By Abby Petersen
I woke up Saturday to the sound of a blowtorch in my backyard. I wandered to the kitchen window to find my neighbors, Karen refugees from Thailand who live below me in our duplex, burning and plucking the feathers off of chickens. This is less unusual than it sounds: I live in South Frogtown, an area of St. Paul known best for its diverse population and allegedly high crime rates.
When I walk out of my house, I can smell the marijuana next door and I can hear arguments from down the street. When I walk out of my house, I see the neighborhood I have grown to love.
On Nov. 8, 2016, America elected Donald J. Trump as President of the United States after he won more than 270 electoral votes. His opponent, Hillary Clinton, won less than 230 electoral votes but won 47.8 percent of the popular vote compared to Trump’s 47.2 percent. Using the exact number of votes each candidate received, according to The New York Times, subtraction shows that Clinton received 777,019 more votes than Trump. Elections are not decided by the popular vote, however, they are decided by the electoral college.
Social media erupted early Wednesday morning after news outlets declared Trump the winner and Clinton’s campaign called Trump to concede the election. American citizens celebrated publicly. American citizens wept publicly.
I woke up in my blue house in Frogtown at 6:55 a.m. Wednesday, unable to press snooze after I read the outcome of the election. An election of political divisiveness was over – the American people had spoken. And yet as I sat in class that morning, I could see only the faces of my neighbors. I saw them smiling, laughing and teaching us new words in their native tongue. I saw them handing us eggs Sunday afternoon. I saw them escaping the civil war in their home country to come here, to America, a country that has just elected a president who stated he refuses to admit refugees from Syria.
People on both ends of the political spectrum hurled vicious comments back and forth over Facebook, Twitter and even in person. Trump voters rejoiced and braced themselves for the inevitable backlash from the anti-Trumps who have, for the past year or more, branded Trump as a xenophobic, racist, misogynist. Clinton voters lamented their loss and dutifully spewed insults to Trump’s “basket of deplorables.” Conservatives moaned their wish for liberals to realize that with the checks and balances in this country, Trump could never become a dictator. Liberals fought back by reminding their adversaries that Republicans now hold the majority of the House and Senate.

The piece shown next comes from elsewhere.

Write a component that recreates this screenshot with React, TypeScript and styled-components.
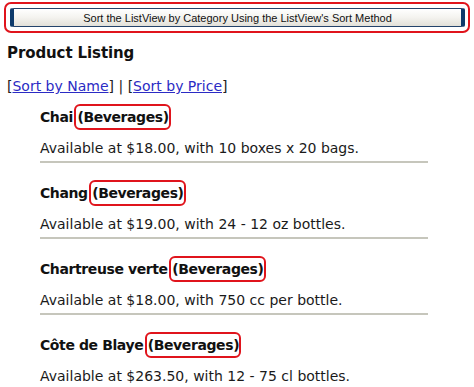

I shed tears on my pillow the day the video recording of Trump’s conversation with Billy Bush in 2005 was released. Not because I was especially surprised, but because I realized the actions of a person who pressed me against a wall when I was 14, groped me and forced me to kiss him had just been justified. I shed tears Nov. 9 because my country had just elected the man who justified those things. The man who would not allow my downstairs neighbors in his country if he had the choice.
As a Christian, I know that love and justice did not lose Nov. 8. Those values live as long as Christ does – and praise be to the Father – He is alive. Love and justice live on as long as followers of Christ continue to build His kingdom. This I know. But I also know I worship the God who suffers with those who suffer, weeps with those who weep and defends the oppressed. I believe those categories include the minorities in America who now fear for their lives and the lives of their children, whether or not I personally believe their fears are rational. I worship a God whose greatest commandment included an incredible commission: love your neighbor as yourself.
No matter who you voted for, remember this. The majority of those who celebrated Nov. 9 did not celebrate because they believed racism, misogyny or white supremacy had won – at least we desperately pray. But people who mourned and grieved Nov. 9 did not mourn and grieve because a Republican was elected or because they are afraid he will become a dictator: they wept because more than 60 million people voted for a man who normalized and vindicated racism, misogyny and white supremacy. It is not the man they fear. It is the people he represents.